I always see these threads and think I'm not working on anything, but I just realised it's a lie, I'm exploring a couple of things right now, both heavily AI supported:Simracing trainer.
I love simracing, I'm moderately competitive and want to improve, and I like to be efficient with my practice. So having access to and using a lot of telemetry, I noticed that the "turn a few laps, load telemetry, compare against reference lap, try again" is not as efficient as it could be.
Also a lot of my telemetry analysis is very rote and "rules based": Look at the biggest laptime delta jump against reference, try to determine the cause among a few usual suspects".
So I have started experimenting with a system that reads the iRacing telemetry in real time, and compares against the reference telemetry live, finding the biggest delta jumps, and trying to find the root cause of the time loss using an increasingly sophisticated GOFAI rule and pattern matching system.
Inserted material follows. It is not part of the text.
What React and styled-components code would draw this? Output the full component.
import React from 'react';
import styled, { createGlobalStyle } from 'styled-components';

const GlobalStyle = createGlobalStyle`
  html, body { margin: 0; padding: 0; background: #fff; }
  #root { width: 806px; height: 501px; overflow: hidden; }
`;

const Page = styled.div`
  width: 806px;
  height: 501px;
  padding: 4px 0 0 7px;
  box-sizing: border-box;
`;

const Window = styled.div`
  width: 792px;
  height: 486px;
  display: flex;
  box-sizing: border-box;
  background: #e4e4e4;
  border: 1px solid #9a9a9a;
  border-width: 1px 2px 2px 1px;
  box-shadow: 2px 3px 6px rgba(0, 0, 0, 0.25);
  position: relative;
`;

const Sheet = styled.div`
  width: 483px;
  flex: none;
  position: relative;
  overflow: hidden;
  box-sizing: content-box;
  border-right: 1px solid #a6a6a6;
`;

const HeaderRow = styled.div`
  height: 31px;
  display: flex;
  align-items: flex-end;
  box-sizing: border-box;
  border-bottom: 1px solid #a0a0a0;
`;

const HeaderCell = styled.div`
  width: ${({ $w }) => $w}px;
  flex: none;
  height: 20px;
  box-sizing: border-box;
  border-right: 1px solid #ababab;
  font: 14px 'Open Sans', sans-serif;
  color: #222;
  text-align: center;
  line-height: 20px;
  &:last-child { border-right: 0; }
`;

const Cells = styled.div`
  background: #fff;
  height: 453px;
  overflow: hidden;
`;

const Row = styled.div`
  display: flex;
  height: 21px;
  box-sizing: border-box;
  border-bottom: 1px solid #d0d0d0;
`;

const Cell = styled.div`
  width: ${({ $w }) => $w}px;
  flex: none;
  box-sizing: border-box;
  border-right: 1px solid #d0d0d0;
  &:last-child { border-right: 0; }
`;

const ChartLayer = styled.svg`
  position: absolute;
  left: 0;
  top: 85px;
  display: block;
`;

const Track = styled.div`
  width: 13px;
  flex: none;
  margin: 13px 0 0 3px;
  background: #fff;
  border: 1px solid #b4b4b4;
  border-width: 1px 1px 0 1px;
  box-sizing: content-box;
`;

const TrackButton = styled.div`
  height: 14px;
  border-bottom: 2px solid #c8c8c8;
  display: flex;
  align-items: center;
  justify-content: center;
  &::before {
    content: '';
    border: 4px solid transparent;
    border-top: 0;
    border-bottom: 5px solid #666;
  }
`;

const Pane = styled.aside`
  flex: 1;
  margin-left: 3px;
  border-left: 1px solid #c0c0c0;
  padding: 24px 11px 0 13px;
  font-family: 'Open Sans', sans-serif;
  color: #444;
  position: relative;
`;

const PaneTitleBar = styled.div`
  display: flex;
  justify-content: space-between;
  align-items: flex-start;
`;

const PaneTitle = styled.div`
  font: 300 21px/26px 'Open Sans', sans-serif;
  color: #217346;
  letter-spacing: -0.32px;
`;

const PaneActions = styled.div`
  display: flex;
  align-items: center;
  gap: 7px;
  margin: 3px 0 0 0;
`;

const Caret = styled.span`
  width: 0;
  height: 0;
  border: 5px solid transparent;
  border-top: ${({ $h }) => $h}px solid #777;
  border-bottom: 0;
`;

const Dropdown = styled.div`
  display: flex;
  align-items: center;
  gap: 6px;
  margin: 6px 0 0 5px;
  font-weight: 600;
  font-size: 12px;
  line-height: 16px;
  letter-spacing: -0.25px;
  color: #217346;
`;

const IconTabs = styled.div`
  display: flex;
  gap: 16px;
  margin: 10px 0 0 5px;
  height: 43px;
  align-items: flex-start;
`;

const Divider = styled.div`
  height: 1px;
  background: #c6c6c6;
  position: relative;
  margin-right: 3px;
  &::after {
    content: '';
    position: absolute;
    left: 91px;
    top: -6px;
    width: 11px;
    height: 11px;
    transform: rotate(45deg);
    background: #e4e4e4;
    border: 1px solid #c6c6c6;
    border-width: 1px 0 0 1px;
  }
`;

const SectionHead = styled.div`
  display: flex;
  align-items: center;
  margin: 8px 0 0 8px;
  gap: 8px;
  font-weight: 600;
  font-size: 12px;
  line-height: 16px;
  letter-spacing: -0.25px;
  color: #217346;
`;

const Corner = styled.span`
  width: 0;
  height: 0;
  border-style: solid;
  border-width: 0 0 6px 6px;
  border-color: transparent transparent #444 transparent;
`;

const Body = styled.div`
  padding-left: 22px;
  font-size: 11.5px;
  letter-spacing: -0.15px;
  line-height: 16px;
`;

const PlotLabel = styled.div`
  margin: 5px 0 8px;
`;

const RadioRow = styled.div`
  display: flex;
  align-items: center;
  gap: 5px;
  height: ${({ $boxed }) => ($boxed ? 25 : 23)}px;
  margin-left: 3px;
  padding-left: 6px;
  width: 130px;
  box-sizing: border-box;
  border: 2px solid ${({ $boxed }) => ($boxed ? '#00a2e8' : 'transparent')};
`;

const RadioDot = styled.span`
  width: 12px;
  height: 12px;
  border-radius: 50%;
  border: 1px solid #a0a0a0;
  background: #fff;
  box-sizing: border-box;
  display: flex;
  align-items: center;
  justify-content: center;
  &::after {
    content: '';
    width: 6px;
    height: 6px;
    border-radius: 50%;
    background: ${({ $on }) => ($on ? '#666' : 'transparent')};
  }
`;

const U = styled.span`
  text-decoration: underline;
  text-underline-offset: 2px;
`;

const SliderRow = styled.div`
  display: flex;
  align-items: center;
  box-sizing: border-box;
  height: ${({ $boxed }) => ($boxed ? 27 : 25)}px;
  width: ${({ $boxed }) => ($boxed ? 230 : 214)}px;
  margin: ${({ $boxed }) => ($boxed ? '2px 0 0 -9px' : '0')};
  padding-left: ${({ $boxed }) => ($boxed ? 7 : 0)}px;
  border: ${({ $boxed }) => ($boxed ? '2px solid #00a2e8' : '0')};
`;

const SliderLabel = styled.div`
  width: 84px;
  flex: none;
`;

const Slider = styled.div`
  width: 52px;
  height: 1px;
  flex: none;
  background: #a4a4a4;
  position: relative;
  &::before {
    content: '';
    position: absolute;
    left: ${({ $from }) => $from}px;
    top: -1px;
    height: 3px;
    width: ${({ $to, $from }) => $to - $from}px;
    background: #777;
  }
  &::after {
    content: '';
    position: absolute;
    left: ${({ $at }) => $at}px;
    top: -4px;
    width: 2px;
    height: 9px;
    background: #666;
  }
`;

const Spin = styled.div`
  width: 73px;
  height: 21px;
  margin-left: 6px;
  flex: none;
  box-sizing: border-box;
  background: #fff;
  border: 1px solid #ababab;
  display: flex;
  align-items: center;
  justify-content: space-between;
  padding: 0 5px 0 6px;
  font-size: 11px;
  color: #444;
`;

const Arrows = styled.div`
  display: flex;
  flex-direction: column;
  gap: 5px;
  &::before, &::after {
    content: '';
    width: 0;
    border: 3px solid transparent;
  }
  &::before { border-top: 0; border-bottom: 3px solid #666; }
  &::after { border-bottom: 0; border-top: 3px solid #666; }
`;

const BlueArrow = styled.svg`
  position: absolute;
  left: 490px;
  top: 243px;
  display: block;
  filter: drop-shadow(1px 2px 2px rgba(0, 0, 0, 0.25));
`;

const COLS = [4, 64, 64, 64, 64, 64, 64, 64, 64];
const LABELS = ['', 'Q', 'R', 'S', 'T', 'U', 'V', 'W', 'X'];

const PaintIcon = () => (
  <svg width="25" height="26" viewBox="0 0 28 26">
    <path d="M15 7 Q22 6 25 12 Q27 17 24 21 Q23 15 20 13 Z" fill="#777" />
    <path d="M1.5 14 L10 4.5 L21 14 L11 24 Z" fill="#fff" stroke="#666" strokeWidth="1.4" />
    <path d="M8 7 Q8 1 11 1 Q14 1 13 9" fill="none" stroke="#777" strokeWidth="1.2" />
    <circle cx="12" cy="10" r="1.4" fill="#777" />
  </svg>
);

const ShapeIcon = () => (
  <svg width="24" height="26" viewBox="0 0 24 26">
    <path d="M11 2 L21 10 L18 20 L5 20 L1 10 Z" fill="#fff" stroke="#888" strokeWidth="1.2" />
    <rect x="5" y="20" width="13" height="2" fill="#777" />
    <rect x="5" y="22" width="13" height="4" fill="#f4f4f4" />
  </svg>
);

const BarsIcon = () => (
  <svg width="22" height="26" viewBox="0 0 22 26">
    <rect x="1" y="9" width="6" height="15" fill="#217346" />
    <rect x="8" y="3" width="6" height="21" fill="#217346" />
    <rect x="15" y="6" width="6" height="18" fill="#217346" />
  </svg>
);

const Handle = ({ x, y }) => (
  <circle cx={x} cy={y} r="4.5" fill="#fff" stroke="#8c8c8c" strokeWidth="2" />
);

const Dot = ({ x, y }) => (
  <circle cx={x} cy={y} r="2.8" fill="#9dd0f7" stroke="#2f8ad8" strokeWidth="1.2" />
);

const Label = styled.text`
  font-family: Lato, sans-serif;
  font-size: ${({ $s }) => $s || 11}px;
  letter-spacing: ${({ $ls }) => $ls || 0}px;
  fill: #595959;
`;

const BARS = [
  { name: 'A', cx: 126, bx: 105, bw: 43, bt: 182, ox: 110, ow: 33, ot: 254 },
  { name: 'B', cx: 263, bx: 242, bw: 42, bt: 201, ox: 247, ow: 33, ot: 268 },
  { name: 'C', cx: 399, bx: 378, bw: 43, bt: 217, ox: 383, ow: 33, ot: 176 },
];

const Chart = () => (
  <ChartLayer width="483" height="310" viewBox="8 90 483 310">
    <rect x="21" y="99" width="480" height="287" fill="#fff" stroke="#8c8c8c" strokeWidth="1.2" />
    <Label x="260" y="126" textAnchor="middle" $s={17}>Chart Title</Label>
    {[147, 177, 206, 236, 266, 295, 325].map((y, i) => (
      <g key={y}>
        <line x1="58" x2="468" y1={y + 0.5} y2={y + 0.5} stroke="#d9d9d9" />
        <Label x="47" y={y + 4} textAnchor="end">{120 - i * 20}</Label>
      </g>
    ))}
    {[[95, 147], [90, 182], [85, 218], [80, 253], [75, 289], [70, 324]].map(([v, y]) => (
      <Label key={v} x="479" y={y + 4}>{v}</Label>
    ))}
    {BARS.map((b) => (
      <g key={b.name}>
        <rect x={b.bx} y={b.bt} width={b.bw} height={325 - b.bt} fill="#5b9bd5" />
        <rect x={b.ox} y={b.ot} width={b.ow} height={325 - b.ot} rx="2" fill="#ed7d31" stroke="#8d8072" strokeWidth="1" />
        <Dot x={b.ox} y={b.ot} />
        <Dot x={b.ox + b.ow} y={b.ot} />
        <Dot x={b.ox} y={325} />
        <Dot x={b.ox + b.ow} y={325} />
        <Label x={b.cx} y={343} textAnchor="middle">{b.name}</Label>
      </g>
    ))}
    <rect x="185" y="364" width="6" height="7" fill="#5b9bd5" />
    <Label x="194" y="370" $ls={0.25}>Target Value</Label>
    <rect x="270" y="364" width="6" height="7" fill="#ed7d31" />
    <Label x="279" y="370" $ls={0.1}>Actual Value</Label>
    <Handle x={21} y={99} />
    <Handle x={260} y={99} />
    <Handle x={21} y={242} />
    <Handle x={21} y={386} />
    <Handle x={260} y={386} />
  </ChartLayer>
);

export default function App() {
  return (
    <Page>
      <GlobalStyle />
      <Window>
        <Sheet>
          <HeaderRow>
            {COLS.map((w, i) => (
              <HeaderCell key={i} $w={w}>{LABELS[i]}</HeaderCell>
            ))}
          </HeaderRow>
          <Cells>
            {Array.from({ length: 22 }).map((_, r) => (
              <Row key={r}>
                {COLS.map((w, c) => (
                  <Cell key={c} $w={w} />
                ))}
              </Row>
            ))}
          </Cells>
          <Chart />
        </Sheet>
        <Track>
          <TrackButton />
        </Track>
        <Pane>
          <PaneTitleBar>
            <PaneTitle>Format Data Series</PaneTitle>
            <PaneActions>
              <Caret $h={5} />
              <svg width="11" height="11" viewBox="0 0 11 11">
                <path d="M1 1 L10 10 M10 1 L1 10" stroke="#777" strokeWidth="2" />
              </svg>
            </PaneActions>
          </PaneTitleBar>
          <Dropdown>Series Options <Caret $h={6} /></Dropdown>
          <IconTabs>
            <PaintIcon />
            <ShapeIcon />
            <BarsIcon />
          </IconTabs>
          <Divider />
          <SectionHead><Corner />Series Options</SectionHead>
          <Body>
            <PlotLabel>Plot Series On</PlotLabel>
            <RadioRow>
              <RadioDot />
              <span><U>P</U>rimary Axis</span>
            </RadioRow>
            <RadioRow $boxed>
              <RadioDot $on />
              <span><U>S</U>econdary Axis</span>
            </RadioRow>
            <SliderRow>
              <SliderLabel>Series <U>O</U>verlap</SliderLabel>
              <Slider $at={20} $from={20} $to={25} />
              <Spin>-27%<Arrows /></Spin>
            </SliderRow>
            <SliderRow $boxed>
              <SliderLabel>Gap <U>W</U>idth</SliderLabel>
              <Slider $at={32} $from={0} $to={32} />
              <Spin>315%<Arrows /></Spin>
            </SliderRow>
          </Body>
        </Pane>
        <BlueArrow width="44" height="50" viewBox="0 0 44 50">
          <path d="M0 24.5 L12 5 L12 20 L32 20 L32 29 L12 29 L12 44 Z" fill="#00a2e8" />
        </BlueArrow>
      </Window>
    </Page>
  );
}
Then this report is fed to a cheap LLM call to be condensed into clear advice, and the result goes to the free Microsoft TTS API. So I get instant feedback of where I'm slow and maybe even why.
So far I fear it's mostly making me faster from all the test laps involved more than the advice itself, but when it clicks it does feel magical and really help.
But sometimes I feel like I'm just speedrunning the collapse of 70s AI, as it feels a bit too brittle and situational.
I also have added additional tools for tracking improvement across sessions, finding statistically problematic corners (where am I plain bad?, where am I inconsistent?) or even training my muscle memory by tracing fast driver brake traces using my pedal.
Yay compiler:
The other ongoing thing is a clean room reimplementation of Jon Blow's Jai. I've been curious about the language for years, but it's a closed beta and for some reason I've never felt about asking Jon to get into it. I'm not really a game dev so I wouldn't even know what to put in the request.
So now I have 100k+ lines of Rust that can compile a very significant subset of the publicly available Jai source code. I just used various LLMs to condense the public information about the language and come up with a dev plan and started chipping at it. Once I had something in a kind of working state I started with the Way to Jai big tutorial and make sure every example there compiles and works as intended, fixing errors or missing features one by one.
I mostly use Claude Code or Codex, but sometimes what I do is having them guide me into the new feature and doing the edits myself while they explain, so I get to know how things really work under the hood.
It's a silly pointless project, but for some reason I find very satisfying watching it compile the examples.